Luis Arriaga / El Universal

El 13 de septiembre de 2007, la Asamblea General de la ONU aprobó la Declaración de Derechos de los Pueblos Indígenas con el voto a favor de 143 países, México incluido. Se trata, sin duda, de un hito en el camino hacia el reconocimiento de estos derechos. En su momento, el secretario general de la ONU, Ban Ki-moon, afirmó que los Estados y los pueblos indígenas se reconciliaban con sus dolorosas historias y mostraban su disposición de avanzar juntos por el camino de los derechos humanos, la justicia y el desarrollo para todos.

No obstante las buenas intenciones expresadas en esta declaración no vinculante, la realidad de los pueblos indígenas dista mucho de ser reconocida plenamente. Prejuicios y situaciones históricas perpetúan la discriminación hacia ellos. Persiste el temor a reconocer las prácticas y las instituciones que durante siglos los han mantenido cohesionados. Iniciativas económicas y políticas constituyen también hoy amenazas graves para estos pueblos que generalmente, por su modo de vida y su concepción del mundo, se asientan sobre territorios bien conservados.

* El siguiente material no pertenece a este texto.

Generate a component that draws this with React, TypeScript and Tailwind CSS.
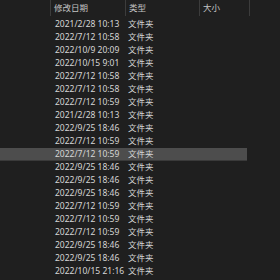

El historial de discriminación y exclusión que ha caracterizado la relación con los pueblos indígenas en México ha permeado a todas las instituciones políticas, jurídicas, económicas, sociales y culturales. Poseedores de una larga tradición organizativa, los indígenas de México, ante la falta de reconocimiento a sus propias instituciones, enfrentan obstáculos insalvables cuando actúan ante las diversas instancias gubernamentales. Esto resulta muy evidente en la actuación ante las instituciones jurídicas.

Casos recientes, como los de Jacinta Francisco Marcial, Alberta Alcántara y Teresa González, acusadas de secuestrar a seis agentes de la extinta AFI, han mostrado que el sistema penal en México, cuyas deficiencias son estructurales, resulta particularmente perjudicial para quienes viven previamente en condiciones de discriminación. Mujeres, pobres e indígenas son quienes más experimentan en el país los efectos de cualquier violación a los derechos humanos.

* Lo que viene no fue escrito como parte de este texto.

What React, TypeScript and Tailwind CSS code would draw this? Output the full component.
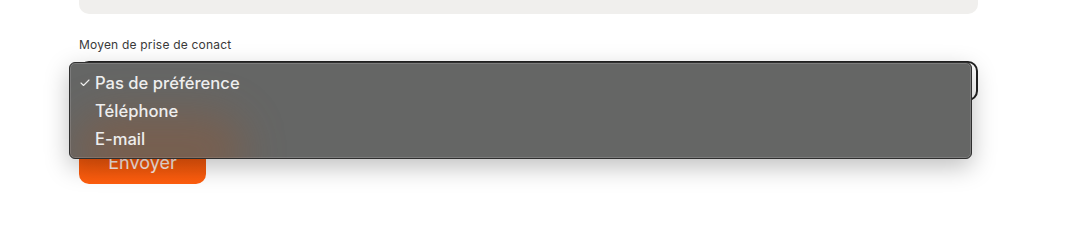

Jacinta Francisco Marcial, liberada el 15 de septiembre de 2009 después de que la PGR (que nunca tuvo pruebas) decidió presentar conclusiones no acusatorias, estuvo en la cárcel durante tres años. Fue sentenciada a 20 años por un juez que avaló las irregularidades existentes durante todo el proceso; dio valor a todos los actos del Ministerio Público pese a que sus pruebas carecían de los mínimos elementales como coherencia, objetividad y veracidad.

Ayer, Jacinta dio a conocer que presentó una demanda ante la PGR para exigir la reparación del daño, dando un paso más en la lucha de los pueblos indígenas por el reconocimiento de su condición y el acceso a la justicia.

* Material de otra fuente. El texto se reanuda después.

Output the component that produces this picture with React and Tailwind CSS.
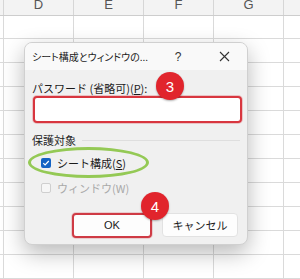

El proceso que condujo a la sentencia de 20 años por un delito inexistente (la PGR, con pruebas inventadas, la consignó por el secuestro de seis agentes federales) estuvo lleno de fallas que constituyeron violaciones a los derechos humanos de Jacinta. Hubo además irregularidades que conciernen a su condición étnica: en el momento de su detención su comprensión del español era el mínimo indispensable para realizar operaciones prácticas, por lo que era necesario, como lo establecen las normas internacionales de derechos humanos y la misma Constitución, que se le hubiera proporcionado un traductor. En ningún momento hubo la más mínima preocupación por considerar esta circunstancia.

Casos como el anterior son muestra de la histórica responsabilidad del Estado mexicano para transitar hacia la democracia. Múltiples son los relatos de agravios cometidos por funcionarios públicos, muchas veces en complicidad con otros grupos de poder, contra los diversos pueblos indígenas de México. Variados son también los esfuerzos que estos pueblos realizan para construir una sociedad plural y equitativa.

En la línea de estos esfuerzos se ubican las acciones de Jacinta. Con su decisión, avalada por el Centro Prodh, contribuye a que hechos similares a los que la afectaron no se repitan, es decir, que el acceso a la justicia en México sea efectivo para todos los indígenas. Es una lucha que, dado el carácter interdependiente de los derechos humanos, contribuirá a hacer efectiva la totalidad de los derechos de los pueblos indígenas.